> PROBLEM REQUIREMENTS
Skip the images and return the records below exactly.

(Front-end source files)
━━━━━━━━━━━━━━━━━━━━

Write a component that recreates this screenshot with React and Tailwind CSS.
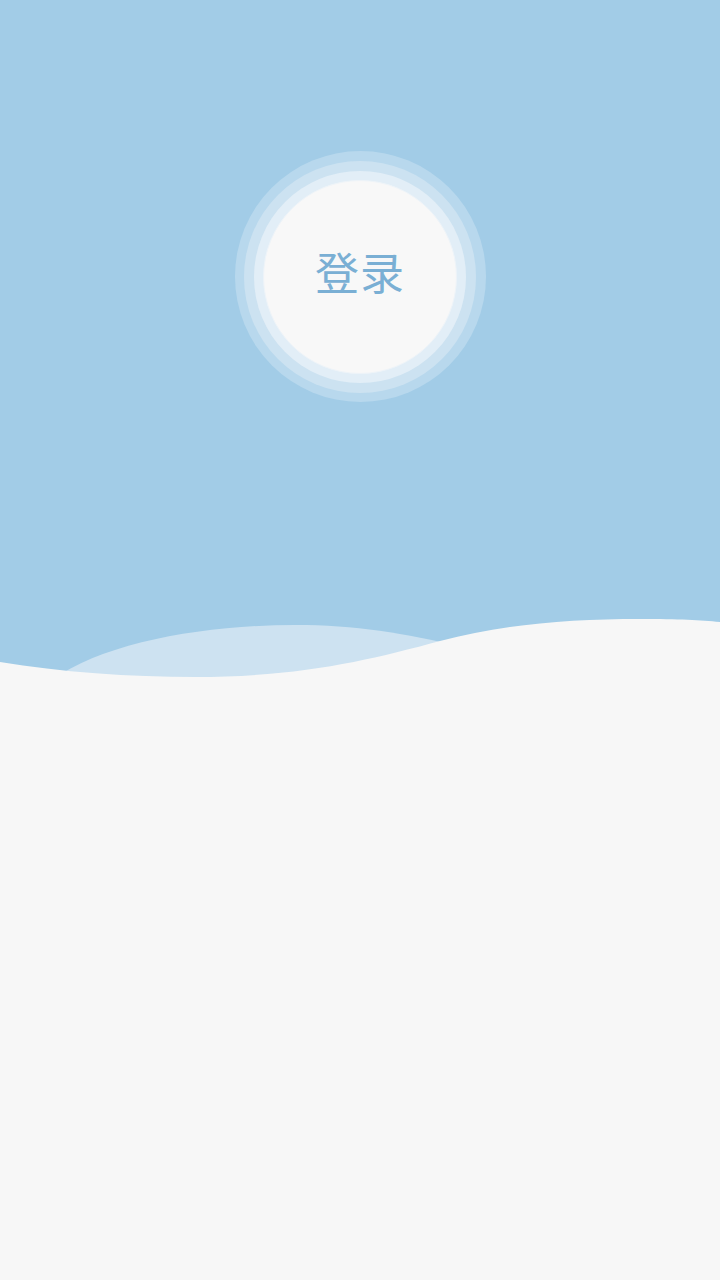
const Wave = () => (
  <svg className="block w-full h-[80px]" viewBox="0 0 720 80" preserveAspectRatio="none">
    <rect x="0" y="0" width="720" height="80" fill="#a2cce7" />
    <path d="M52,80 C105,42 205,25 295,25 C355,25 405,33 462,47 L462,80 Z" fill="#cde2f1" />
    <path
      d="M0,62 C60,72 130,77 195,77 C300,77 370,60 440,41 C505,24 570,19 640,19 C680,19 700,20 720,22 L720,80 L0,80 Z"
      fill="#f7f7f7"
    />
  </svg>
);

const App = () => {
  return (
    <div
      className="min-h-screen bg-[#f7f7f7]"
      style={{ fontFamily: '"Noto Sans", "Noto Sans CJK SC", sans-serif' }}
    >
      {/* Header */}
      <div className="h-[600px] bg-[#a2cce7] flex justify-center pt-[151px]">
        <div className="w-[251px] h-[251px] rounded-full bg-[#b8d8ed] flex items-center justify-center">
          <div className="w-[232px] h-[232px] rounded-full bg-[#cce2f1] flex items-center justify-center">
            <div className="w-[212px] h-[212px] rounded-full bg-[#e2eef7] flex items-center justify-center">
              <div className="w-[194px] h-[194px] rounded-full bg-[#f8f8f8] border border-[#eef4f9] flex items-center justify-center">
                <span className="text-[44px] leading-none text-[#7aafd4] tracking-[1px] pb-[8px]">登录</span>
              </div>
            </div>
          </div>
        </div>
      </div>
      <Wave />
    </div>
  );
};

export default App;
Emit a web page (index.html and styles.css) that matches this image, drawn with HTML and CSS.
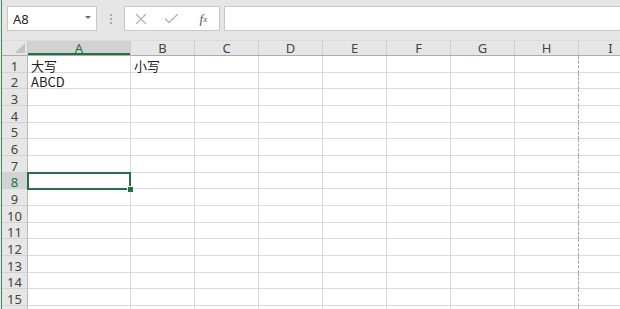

━━━━━━━━━━━━━━━━━━━━

> CORRECT ANSWER
Write a component that recreates this screenshot with React and Tailwind CSS.
const Wave = () => (
  <svg className="block w-full h-[80px]" viewBox="0 0 720 80" preserveAspectRatio="none">
    <rect x="0" y="0" width="720" height="80" fill="#a2cce7" />
    <path d="M52,80 C105,42 205,25 295,25 C355,25 405,33 462,47 L462,80 Z" fill="#cde2f1" />
    <path
      d="M0,62 C60,72 130,77 195,77 C300,77 370,60 440,41 C505,24 570,19 640,19 C680,19 700,20 720,22 L720,80 L0,80 Z"
      fill="#f7f7f7"
    />
  </svg>
);

const App = () => {
  return (
    <div
      className="min-h-screen bg-[#f7f7f7]"
      style={{ fontFamily: '"Noto Sans", "Noto Sans CJK SC", sans-serif' }}
    >
      {/* Header */}
      <div className="h-[600px] bg-[#a2cce7] flex justify-center pt-[151px]">
        <div className="w-[251px] h-[251px] rounded-full bg-[#b8d8ed] flex items-center justify-center">
          <div className="w-[232px] h-[232px] rounded-full bg-[#cce2f1] flex items-center justify-center">
            <div className="w-[212px] h-[212px] rounded-full bg-[#e2eef7] flex items-center justify-center">
              <div className="w-[194px] h-[194px] rounded-full bg-[#f8f8f8] border border-[#eef4f9] flex items-center justify-center">
                <span className="text-[44px] leading-none text-[#7aafd4] tracking-[1px] pb-[8px]">登录</span>
              </div>
            </div>
          </div>
        </div>
      </div>
      <Wave />
    </div>
  );
};

export default App;
Emit a web page (index.html and styles.css) that matches this image, drawn with HTML and CSS.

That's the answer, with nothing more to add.